Definitions of variables that were formed on the basis of the raw data in the first questionnaire
Current asthma was defined as doctor’s diagnosis of asthma at any age and wheezing during the last 12 months (17). Chronic rhinosinusitis was present if there was either nasal blockage or nasal discharge (anterior or posterior nasal drip) and either facial pain/pressure or reduction/loss of smell for more than three months (18). Gastroesophageal reflux disease was present if there was heartburn and/or regurgitation on at least one day per week during the last three months (19). The number of cough background disorders was calculated by summing up these disorders, giving a value from zero to three. Idiopathic cough was defined as absence of any of these disorders. Autoimmune disorder was defined as presence of a doctor’s diagnosis of hypothyreosis, rheumatoid arthritis, or other autoimmune disorders. Presence of depressive symptoms was defined as a Patient Health Questionnaire-2 score of three or more (20). Symptom sum was calculated by summing all reported symptoms except those associated with airway disorders, giving a value from zero to 14. Trigger sum was calculated by summing all reported cough triggers. There were 11 triggers to be chosen. In addition, the LCQ question number 18 was utilized for speaking as a cough trigger, giving the maximal number of potential triggers 12. Allergy was defined as a self-reported allergy to pollens, animals or food. A family history of chronic cough was defined as the presence (now or in the past) of chronic (duration more than eight weeks) cough in parents, sisters or brothers.
Statistical analysis
All variables presented in the first questionnaire were included in partitional clustering with K-means method (12). Dimension reduction and cluster analysis steps were performed using R statistical software version 3.5.1 (R Foundation for Statistical Computing, Vienna, Austria) with diffusionMap, NbClust and cluster packages.

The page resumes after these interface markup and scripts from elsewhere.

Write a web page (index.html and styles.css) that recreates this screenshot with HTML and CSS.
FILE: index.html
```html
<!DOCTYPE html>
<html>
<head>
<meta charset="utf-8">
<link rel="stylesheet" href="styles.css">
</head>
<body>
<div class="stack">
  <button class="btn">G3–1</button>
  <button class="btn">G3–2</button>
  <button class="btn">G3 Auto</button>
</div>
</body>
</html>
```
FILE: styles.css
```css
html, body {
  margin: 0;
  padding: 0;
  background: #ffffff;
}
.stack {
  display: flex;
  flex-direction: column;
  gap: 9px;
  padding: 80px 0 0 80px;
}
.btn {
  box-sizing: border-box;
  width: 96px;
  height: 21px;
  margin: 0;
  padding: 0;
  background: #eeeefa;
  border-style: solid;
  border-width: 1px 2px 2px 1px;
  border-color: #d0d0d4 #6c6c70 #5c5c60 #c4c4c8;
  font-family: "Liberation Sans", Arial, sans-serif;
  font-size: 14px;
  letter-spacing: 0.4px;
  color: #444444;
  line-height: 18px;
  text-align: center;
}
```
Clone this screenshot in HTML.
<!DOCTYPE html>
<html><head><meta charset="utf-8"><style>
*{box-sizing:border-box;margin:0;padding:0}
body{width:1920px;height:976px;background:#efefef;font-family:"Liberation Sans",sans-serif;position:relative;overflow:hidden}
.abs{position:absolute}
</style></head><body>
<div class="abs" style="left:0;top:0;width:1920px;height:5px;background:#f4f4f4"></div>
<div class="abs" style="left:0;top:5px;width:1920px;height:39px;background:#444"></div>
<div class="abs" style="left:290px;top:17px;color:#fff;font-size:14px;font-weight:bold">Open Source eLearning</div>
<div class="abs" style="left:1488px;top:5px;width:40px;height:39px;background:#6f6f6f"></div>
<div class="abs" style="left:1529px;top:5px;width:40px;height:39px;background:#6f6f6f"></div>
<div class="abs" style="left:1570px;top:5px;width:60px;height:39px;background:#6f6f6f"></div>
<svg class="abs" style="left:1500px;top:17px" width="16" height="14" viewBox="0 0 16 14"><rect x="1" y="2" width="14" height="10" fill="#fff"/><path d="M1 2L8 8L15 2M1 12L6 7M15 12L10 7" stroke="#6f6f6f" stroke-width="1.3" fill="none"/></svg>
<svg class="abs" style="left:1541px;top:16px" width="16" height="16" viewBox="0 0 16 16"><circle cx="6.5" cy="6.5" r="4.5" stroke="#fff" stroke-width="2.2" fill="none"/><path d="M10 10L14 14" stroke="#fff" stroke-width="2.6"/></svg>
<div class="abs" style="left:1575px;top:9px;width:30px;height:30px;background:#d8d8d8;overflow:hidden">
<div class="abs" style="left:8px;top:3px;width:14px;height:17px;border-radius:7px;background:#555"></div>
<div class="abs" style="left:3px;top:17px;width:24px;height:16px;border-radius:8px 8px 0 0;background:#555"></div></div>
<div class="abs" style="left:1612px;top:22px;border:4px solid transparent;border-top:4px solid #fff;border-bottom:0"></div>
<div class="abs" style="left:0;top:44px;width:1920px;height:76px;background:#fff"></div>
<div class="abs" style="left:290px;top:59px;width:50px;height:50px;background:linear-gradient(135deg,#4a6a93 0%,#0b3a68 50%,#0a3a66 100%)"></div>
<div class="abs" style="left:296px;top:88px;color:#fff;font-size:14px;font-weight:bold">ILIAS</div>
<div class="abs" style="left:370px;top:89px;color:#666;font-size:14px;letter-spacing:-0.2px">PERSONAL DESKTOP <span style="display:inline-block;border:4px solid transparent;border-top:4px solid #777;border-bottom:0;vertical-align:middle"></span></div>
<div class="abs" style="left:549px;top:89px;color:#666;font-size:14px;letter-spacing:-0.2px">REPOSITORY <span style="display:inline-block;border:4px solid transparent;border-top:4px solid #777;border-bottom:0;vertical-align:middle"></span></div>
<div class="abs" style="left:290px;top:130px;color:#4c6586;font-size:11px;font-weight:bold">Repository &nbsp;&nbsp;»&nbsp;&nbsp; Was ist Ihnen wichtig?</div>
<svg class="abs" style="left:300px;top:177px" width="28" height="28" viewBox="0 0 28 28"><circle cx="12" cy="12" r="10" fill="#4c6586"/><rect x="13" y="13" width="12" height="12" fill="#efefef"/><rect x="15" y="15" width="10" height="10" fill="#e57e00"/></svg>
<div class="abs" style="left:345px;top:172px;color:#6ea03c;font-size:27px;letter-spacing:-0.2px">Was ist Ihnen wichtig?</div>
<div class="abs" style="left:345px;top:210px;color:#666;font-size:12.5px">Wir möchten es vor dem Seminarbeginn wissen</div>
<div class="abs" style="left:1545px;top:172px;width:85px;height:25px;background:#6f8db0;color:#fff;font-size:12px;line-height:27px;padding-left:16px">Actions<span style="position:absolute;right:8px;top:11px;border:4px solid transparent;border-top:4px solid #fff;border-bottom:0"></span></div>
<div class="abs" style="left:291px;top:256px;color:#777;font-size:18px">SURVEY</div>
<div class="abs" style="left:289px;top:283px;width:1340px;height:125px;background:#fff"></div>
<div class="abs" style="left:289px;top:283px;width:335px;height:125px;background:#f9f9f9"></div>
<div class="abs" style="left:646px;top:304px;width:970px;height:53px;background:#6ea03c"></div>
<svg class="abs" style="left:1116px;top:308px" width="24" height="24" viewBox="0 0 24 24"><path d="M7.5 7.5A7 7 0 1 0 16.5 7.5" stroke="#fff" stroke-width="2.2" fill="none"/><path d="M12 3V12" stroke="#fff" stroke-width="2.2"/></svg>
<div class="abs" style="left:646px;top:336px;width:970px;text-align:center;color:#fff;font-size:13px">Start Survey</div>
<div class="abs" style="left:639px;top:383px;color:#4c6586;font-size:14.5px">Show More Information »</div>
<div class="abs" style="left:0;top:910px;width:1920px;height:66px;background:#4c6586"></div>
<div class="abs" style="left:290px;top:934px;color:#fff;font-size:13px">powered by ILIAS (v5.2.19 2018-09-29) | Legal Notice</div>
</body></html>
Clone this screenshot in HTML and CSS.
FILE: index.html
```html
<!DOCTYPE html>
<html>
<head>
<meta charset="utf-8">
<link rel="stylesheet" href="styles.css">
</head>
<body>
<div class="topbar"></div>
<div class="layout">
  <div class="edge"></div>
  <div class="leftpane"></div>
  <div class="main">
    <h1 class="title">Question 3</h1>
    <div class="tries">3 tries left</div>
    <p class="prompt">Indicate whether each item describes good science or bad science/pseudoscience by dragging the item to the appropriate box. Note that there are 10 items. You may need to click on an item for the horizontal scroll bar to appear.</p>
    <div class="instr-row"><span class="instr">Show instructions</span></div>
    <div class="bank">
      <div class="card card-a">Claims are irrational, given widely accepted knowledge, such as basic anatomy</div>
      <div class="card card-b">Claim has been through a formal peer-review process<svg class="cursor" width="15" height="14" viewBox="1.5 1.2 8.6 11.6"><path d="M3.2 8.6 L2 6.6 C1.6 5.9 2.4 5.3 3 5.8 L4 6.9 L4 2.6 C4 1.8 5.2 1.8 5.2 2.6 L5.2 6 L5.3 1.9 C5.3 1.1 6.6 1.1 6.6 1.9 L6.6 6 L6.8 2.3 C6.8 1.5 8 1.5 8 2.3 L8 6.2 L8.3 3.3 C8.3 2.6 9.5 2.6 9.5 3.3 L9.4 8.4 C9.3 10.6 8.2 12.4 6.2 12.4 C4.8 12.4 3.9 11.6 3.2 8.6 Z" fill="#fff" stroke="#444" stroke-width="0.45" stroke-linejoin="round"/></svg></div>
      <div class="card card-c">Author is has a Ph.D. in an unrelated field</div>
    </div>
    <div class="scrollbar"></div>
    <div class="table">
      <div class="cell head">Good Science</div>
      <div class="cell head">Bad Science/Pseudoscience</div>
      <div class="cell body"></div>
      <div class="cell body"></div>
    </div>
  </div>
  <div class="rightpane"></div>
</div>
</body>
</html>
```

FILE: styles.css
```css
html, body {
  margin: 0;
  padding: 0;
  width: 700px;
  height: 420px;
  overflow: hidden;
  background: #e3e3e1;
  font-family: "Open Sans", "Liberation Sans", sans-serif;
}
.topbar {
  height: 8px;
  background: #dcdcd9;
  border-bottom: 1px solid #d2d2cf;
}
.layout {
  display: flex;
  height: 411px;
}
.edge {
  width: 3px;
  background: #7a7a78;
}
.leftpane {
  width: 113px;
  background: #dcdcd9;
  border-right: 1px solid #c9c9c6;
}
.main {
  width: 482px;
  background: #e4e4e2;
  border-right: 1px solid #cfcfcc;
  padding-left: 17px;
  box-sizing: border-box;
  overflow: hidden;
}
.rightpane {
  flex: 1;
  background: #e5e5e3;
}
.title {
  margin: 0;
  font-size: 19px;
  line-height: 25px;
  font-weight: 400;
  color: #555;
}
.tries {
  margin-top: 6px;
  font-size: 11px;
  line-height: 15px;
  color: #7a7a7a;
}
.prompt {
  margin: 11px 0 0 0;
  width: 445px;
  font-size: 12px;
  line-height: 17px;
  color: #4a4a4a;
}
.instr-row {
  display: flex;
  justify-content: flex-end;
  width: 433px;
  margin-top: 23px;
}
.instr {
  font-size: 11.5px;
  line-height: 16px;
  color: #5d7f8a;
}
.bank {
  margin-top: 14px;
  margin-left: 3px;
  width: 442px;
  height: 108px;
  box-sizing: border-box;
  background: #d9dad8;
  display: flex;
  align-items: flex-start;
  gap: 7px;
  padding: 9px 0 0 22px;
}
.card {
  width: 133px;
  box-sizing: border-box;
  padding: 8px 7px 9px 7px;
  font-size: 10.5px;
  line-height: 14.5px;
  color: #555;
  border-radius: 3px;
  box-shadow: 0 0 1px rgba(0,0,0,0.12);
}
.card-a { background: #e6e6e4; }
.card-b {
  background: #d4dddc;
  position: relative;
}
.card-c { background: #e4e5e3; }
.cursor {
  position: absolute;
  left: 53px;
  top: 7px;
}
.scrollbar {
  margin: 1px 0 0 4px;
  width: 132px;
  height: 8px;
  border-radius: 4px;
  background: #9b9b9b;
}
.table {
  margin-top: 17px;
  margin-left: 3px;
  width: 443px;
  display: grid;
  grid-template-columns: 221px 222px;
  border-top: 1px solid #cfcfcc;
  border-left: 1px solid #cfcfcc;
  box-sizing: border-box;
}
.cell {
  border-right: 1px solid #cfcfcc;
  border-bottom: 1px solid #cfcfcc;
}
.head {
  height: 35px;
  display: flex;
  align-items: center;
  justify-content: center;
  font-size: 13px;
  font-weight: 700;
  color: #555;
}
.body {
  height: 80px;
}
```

At first phase, data were preprocessed. Right skewed (skewness>1) variables were normalized with log(x+1) function. Next, ordinal and continuous variables were scaled into 0 - 1 interval. Variable’s minimum value or the lowest class got value 0 and maximum value or the highest class 1. Binary variables remained unchanged. Value 0 indicated negative or ‘no’ alternative and value 1 positive or ‘yes’ alternative. After that, distance matrix between observations with scaled variables were calculated using Manhattan distance function. Diffusion maps dimension reduction method was applied to extract diffusion coordinates from distance matrix with function diffuse using default settings.
The number of clusters was evaluated by the 24 criteria provided by the software. After that, the extracted diffusion map coordinates were clustered into groups with k-means method. Cluster membership was added to original data for further analysis.
To validate the clustering, it was also performed by separating the population to two according to the hometown. Furthermore, the analyses were repeated by excluding those background variables with no plausible biological association with cough (like hometown, years of education, alcohol consumption etc.). The validation of the clustering also included the comparison of the prognosis between the clusters.
Statistical analysis between the clusters was performed by Mann-Whitney U test and chi-square test and the interrelationships of the variables was analyzed by the Spearman’s correlation coefficient (rs) using SPSS software version 22.0 (IBM SPSS Statistics for Windows. Armonk, NY, USA). Youden index (the value giving the best sum of sensitivity and the specificity) was utilized to define the cut-off values. The values are expressed by either means and standard deviations, medians and ranges, or percentages. A p value less than 0.05 was accepted as the level of statistical significance.